1 eM { 04.29.08 at 9:52 am }

We moved to Seattle last Fall and rent an older home. We are watching the townhouses over take our block in lower Wallingford. My husband loves it here and loves his job, which he walks to, but the idea of buying a home and then having a three story, three bathrrom, one tiny parking space townhome go up next door or even across the street is likely to send us back where we came from. It isn’t so much that the buildings are ugly - which they most certainly are. It isn’t even that the parking is becoming more and more scarce - and the lot we live in was one of the first developed so while the townhomes behind us have parking, our building does not. The main problem is that these townhomes take up the ENTIRE lot - there is no outdoor space and so we never see our neighbors. If I want to live with this much density - I would live in the downtown core, but I want to live in a neighborhood. So good job Seattle, one more Californian is leaving, you can keep your ruined neighborhoods

2 Matt the Engineer { 04.29.08 at 1:27 pm }

eM - I think you’ll find that you’re living in a neighborhood zoned for such development. Many parts of neighborhoods are zoned for only single-family houses with a minimum square foot lot, while others are zoned for dense housing. This gives us plenty of variety, and keeps the effect you’re seeing from happening everywhere.

Density can bring a lot of great benefits - walkability, transit, diversity, etc. But neighborhoods with yards are nice too. I like that our zoning laws allow for both.

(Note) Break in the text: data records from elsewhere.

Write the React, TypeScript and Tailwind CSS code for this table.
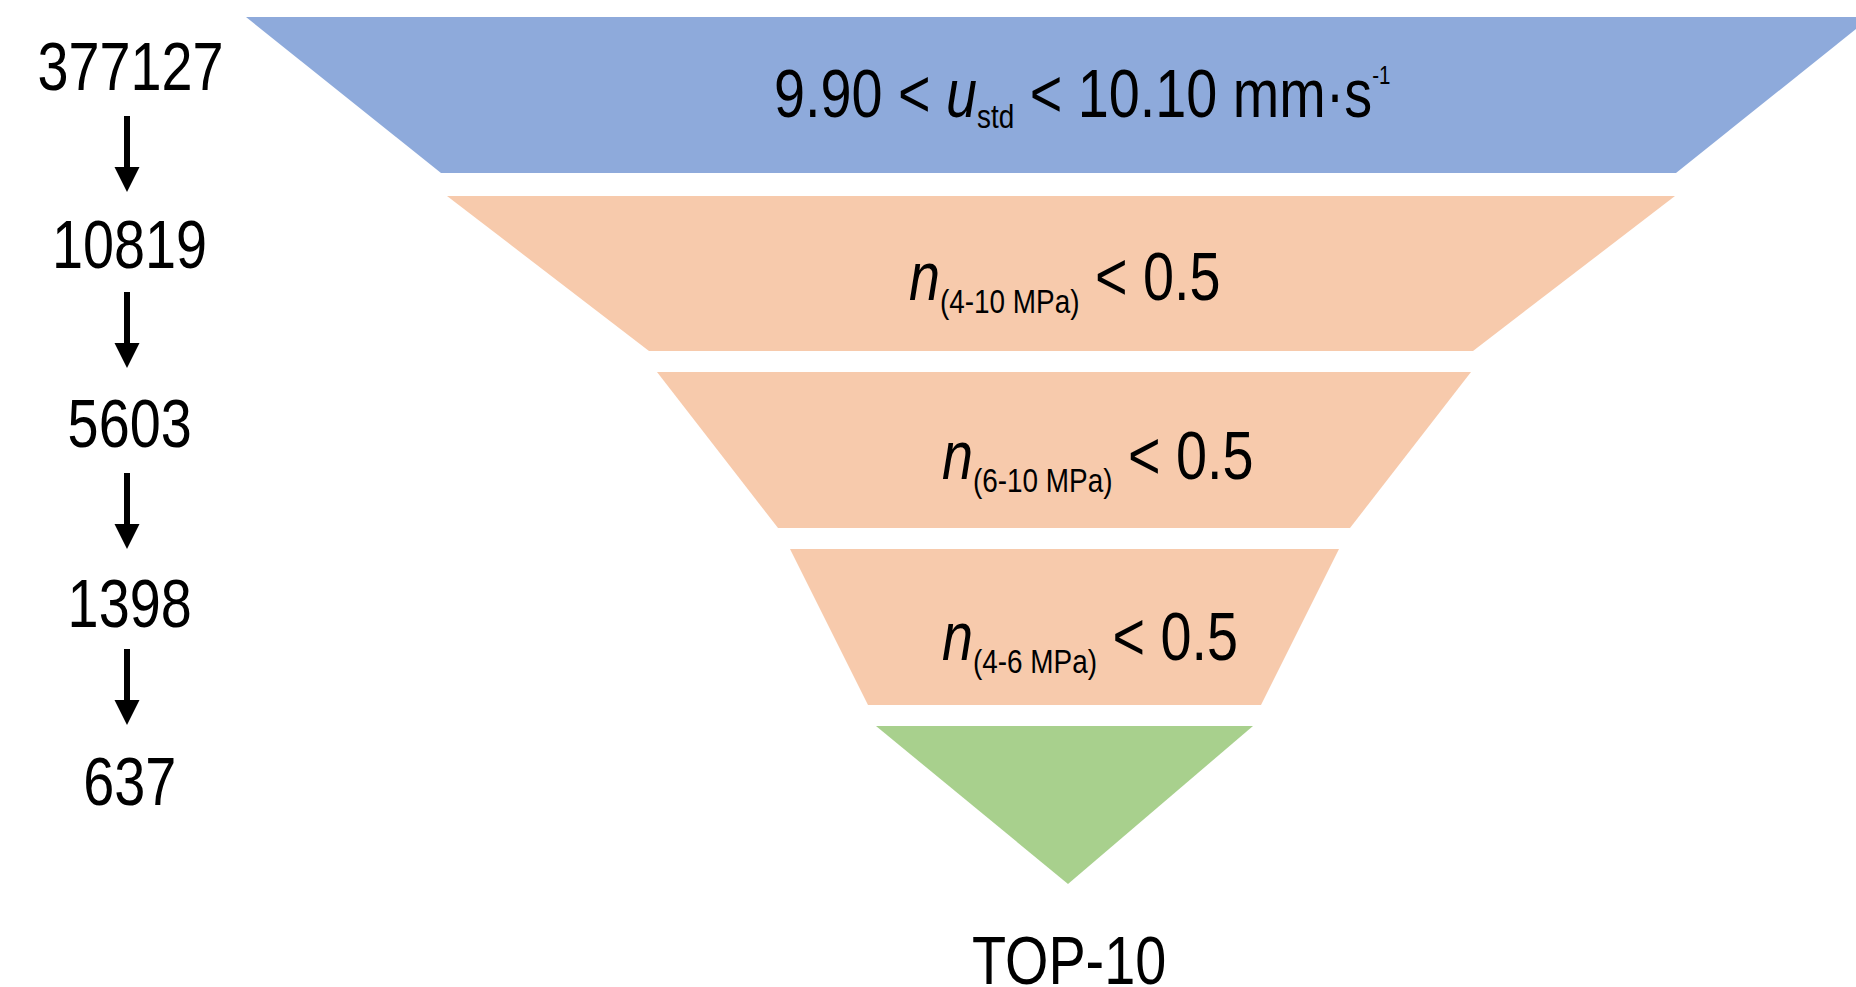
import React from "react";

const FONT = "font-['Liberation_Sans_Narrow','Arial_Narrow','Liberation_Sans',Arial,sans-serif]";

function Arrow({ className = "" }: { className?: string }) {
  return (
    <svg width="26" height="76" viewBox="0 0 26 76" className={"shrink-0 mr-[7px] " + className}>
      <rect x="10" y="0" width="6" height="53" fill="#000" />
      <polygon points="0.5,51 25.5,51 13,76" fill="#000" />
    </svg>
  );
}

function Num({ children, className = "" }: { children: React.ReactNode; className?: string }) {
  return (
    <div className={"text-[68px] leading-[68px] whitespace-nowrap scale-x-[0.82] origin-center " + className}>
      {children}
    </div>
  );
}

function Sub({ children, shift = "align-[-13px]" }: { children: React.ReactNode; shift?: string }) {
  return <span className={"text-[34px] leading-[0] not-italic " + shift}>{children}</span>;
}

export default function App() {
  return (
    <div className={"w-[1856px] h-[987px] overflow-hidden bg-white text-black flex " + FONT}>
      {/* left counts column */}
      <div className="w-[245px] shrink-0 pl-[15px] pt-[32px] flex flex-col items-center">
        <Num>377127</Num>
        <Arrow className="mt-[16px]" />
        <Num className="mt-[18px]">10819</Num>
        <Arrow className="mt-[14px]" />
        <Num className="mt-[21px]">5603</Num>
        <Arrow className="mt-[16px]" />
        <Num className="mt-[20px]">1398</Num>
        <Arrow className="mt-[12px]" />
        <Num className="mt-[22px]">637</Num>
      </div>

      {/* funnel column */}
      <div className="flex-1 min-w-0 flex flex-col items-start pt-[17px]">
        <div className="ml-[1px] w-[1625px] h-[156px] shrink-0 bg-[#8eaadb] [clip-path:polygon(0_0,100%_0,calc(100%_-_195px)_100%,195px_100%)]">
          <div className="pl-[528px] pt-[42px] text-[68px] leading-[68px] whitespace-nowrap">
            <span className="inline-block scale-x-[0.82] origin-left">
              9.90 &lt; <span className="italic">u</span>
              <Sub shift="align-[-11px]">std</Sub> &lt; 10.10 mm·s
              <span className="text-[25px] leading-[0] align-[33px]">-1</span>
            </span>
          </div>
        </div>

        <div className="mt-[23px] ml-[202px] w-[1228px] h-[155px] shrink-0 bg-[#f7caac] [clip-path:polygon(0_0,100%_0,calc(100%_-_202px)_100%,202px_100%)]">
          <div className="pl-[462px] pt-[46px] text-[68px] leading-[68px] whitespace-nowrap">
            <span className="inline-block scale-x-[0.82] origin-left">
              <span className="italic">n</span>
              <Sub>(4-10 MPa)</Sub> &lt; 0.5
            </span>
          </div>
        </div>

        <div className="mt-[21px] ml-[412px] w-[814px] h-[156px] shrink-0 bg-[#f7caac] [clip-path:polygon(0_0,100%_0,calc(100%_-_121px)_100%,121px_100%)]">
          <div className="pl-[285px] pt-[49px] text-[68px] leading-[68px] whitespace-nowrap">
            <span className="inline-block scale-x-[0.82] origin-left">
              <span className="italic">n</span>
              <Sub>(6-10 MPa)</Sub> &lt; 0.5
            </span>
          </div>
        </div>

        <div className="mt-[21px] ml-[545px] w-[549px] h-[156px] shrink-0 bg-[#f7caac] [clip-path:polygon(0_0,100%_0,calc(100%_-_78px)_100%,78px_100%)]">
          <div className="pl-[152px] pt-[53px] text-[68px] leading-[68px] whitespace-nowrap">
            <span className="inline-block scale-x-[0.82] origin-left">
              <span className="italic">n</span>
              <Sub>(4-6 MPa)</Sub> &lt; 0.5
            </span>
          </div>
        </div>

        <div className="mt-[21px] ml-[631px] w-[377px] h-[158px] shrink-0 bg-[#a8d08d] [clip-path:polygon(0_0,100%_0,192px_100%)]" />

        <div className="mt-[54px] ml-[727px] text-[68px] leading-[44px] whitespace-nowrap">
          <span className="inline-block scale-x-[0.82] origin-left">TOP-10</span>
        </div>
      </div>
    </div>
  );
}
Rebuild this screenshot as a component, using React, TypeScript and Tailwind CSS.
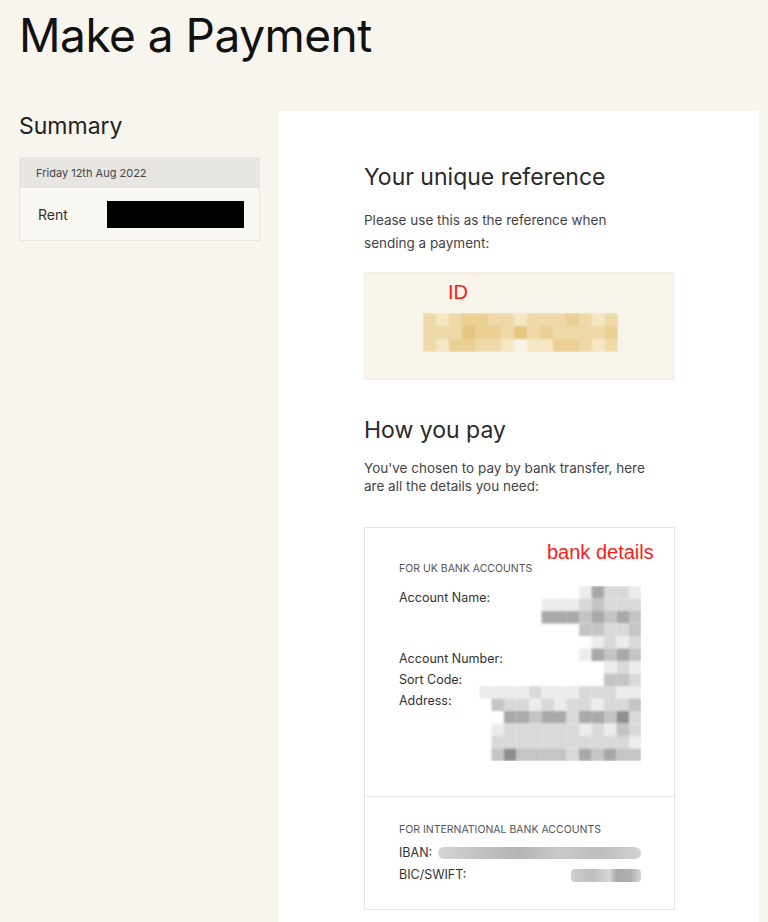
import React from 'react';

const font = { fontFamily: 'Inter, "Noto Sans", sans-serif' };

// pixelated redaction blob: rows of cell shades (0 = empty)
function Pixels({ rows, cell, colors }: { rows: number[][]; cell: number; colors: string[] }) {
  const w = Math.max(...rows.map((r) => r.length)) * cell;
  const h = rows.length * cell;
  return (
    <svg width={w} height={h} viewBox={`0 0 ${w} ${h}`} className="block shrink-0">
      <defs>
        <filter id="soft" x="-5%" y="-5%" width="110%" height="110%">
          <feGaussianBlur stdDeviation="0.8" />
        </filter>
      </defs>
      <g filter="url(#soft)">
        {rows.map((r, y) =>
          r.map((v, x) =>
            v ? <rect key={`${x}-${y}`} x={x * cell} y={y * cell} width={cell} height={cell} fill={colors[v - 1]} /> : null
          )
        )}
      </g>
    </svg>
  );
}

const gold = ['#f5e6c4', '#efd9a8', '#ebcf93', '#e6c57f'];
const grey = ['#ececec', '#d9d9d9', '#c4c4c4', '#a9a9a9', '#8f8f8f'];

export default function App() {
  return (
    <div className="min-h-[922px] w-[768px] bg-[#f8f5ee] text-[#222]" style={font}>
      <h1 className="pl-[19px] pt-[6px] text-[46px] leading-[58px] tracking-[-0.5px] text-[#111]">Make a Payment</h1>

      <div className="mt-[46px] flex items-start gap-[18px] pl-[19px] pr-[10px]">
        <aside className="w-[241px] shrink-0">
          <h2 className="mt-[1px] text-[23px] leading-[30px] text-[#222]">Summary</h2>
          <div className="mt-[16px] border border-[#ebe8e0] bg-[#faf8f2]">
            <div className="flex h-[30px] items-center bg-[#e7e6e3] pl-[16px] text-[11px] text-[#444]">Friday 12th Aug 2022</div>
            <div className="flex h-[52px] items-center pl-[18px]">
              <span className="w-[69px] text-[14px] text-[#333]">Rent</span>
              <span className="h-[27px] w-[137px] bg-black" />
            </div>
          </div>
        </aside>

        <main className="mt-[1px] min-h-[812px] flex-1 bg-white pl-[86px] pr-[84px] pt-[51px]">
          <h2 className="text-[23px] leading-[30px] text-[#2a2a2a]">Your unique reference</h2>
          <p className="mt-[17px] text-[13.5px] leading-[23px] text-[#444]">
            Please use this as the reference when
            <br />
            sending a payment:
          </p>
          <div className="relative mt-[17px] flex h-[108px] w-[310px] flex-col items-center justify-center border border-[#f4eee0] bg-[#f9f4e9]">
            <span className="absolute left-[83px] top-[9px] text-[20px] leading-[20px] text-[#ff1a1a]" style={{ fontFamily: '"Liberation Sans", sans-serif' }}>ID</span>
            <div className="ml-[2px] mt-[12px]">
              <Pixels
                cell={13}
                colors={gold}
                rows={[
                  [2, 1, 2, 3, 3, 2, 2, 1, 2, 2, 2, 3, 2, 1, 2],
                  [2, 2, 2, 4, 3, 3, 2, 4, 2, 3, 2, 2, 2, 2, 3],
                  [2, 1, 3, 3, 2, 2, 1, 0, 1, 1, 3, 3, 2, 1, 2],
                ]}
              />
            </div>
          </div>

          <h2 className="mt-[35px] text-[23px] leading-[30px] text-[#2a2a2a]">How you pay</h2>
          <p className="mt-[14px] text-[13.5px] leading-[18px] text-[#444]">
            You've chosen to pay by bank transfer, here
            <br />
            are all the details you need:
          </p>

          <div className="mt-[32px] w-[311px] border border-[#e6e6e6]">
            <div className="relative pb-[35px] pl-[34px] pr-[33px] pt-[34px]">
              <span className="absolute left-[182px] top-[12px] text-[20px] leading-[24px] text-[#ff1a1a]" style={{ fontFamily: '"Liberation Sans", sans-serif' }}>bank details</span>
              <div className="text-[10.5px] uppercase leading-[14px] text-[#555]">For UK bank accounts</div>
              <div className="mt-[11px] flex justify-between">
                <div className="shrink-0 whitespace-nowrap text-[12.5px] leading-[21px] text-[#333]">
                  <div>Account Name:</div>
                  <div className="h-[40px]" />
                  <div>Account Number:</div>
                  <div>Sort Code:</div>
                  <div>Address:</div>
                </div>
                <div className="ml-[-80px] mt-[-1px]">
                  <Pixels
                    cell={12.5}
                    colors={grey}
                    rows={[
                      [0, 0, 0, 0, 0, 0, 0, 0, 1, 4, 2, 2, 1],
                      [0, 0, 0, 0, 0, 1, 1, 1, 2, 3, 2, 2, 2],
                      [0, 0, 0, 0, 0, 4, 4, 4, 3, 4, 3, 4, 3],
                      [0, 0, 0, 0, 0, 0, 0, 0, 3, 3, 2, 2, 3],
                      [0, 0, 0, 0, 0, 0, 0, 0, 0, 1, 2, 1, 2],
                      [0, 0, 0, 0, 0, 0, 0, 0, 1, 4, 3, 4, 3],
                      [0, 0, 0, 0, 0, 0, 0, 0, 0, 0, 1, 2, 1],
                      [0, 0, 0, 0, 0, 0, 0, 0, 0, 0, 3, 3, 2],
                      [1, 1, 1, 1, 2, 1, 1, 1, 2, 2, 2, 1, 1],
                      [0, 3, 2, 2, 1, 2, 1, 2, 2, 1, 2, 2, 3],
                      [0, 0, 4, 4, 3, 4, 4, 2, 4, 4, 3, 5, 2],
                      [0, 1, 2, 2, 2, 2, 2, 2, 1, 2, 1, 3, 2],
                      [0, 2, 2, 2, 2, 2, 2, 2, 2, 2, 2, 2, 1],
                      [0, 3, 5, 3, 3, 3, 3, 2, 4, 3, 4, 3, 3],
                    ]}
                  />
                </div>
              </div>
            </div>
            <div className="border-t border-[#e6e6e6] pb-[23px] pl-[34px] pr-[33px] pt-[26px]">
              <div className="text-[10.5px] uppercase leading-[14px] text-[#555]">For international bank accounts</div>
              <div className="mt-[5px] flex items-center text-[12.5px] leading-[22px] text-[#333]">
                <span>IBAN:</span>
                <span className="ml-[6px] h-[12px] flex-1 rounded-full bg-[linear-gradient(90deg,#d6d6d6,#c2c2c2_20%,#b5b5b5_40%,#c9c9c9_60%,#bdbdbd_80%,#d2d2d2)]" />
              </div>
              <div className="flex items-center text-[12.5px] leading-[22px] text-[#333]">
                <span>BIC/SWIFT:</span>
                <span className="ml-auto h-[13px] w-[70px] rounded-sm bg-[linear-gradient(90deg,#cfcfcf,#bdbdbd_30%,#d8d8d8_55%,#a9a9a9_65%,#b0b0b0_85%,#d3d3d3)]" />
              </div>
            </div>
          </div>
        </main>
      </div>
    </div>
  );
}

Before you wander back to California, consider renting in one of the areas zoned for single family houses - if that’s what you’re into. (maps here, look for SF5000 - the “city wide zoning map” is a great place to start)

3 Greg { 04.29.08 at 1:33 pm }

Matt’s right, if your property and those around you are SF zoned, you won’t see any townhomes going up next to you - you may see McMansions, but not townhomes.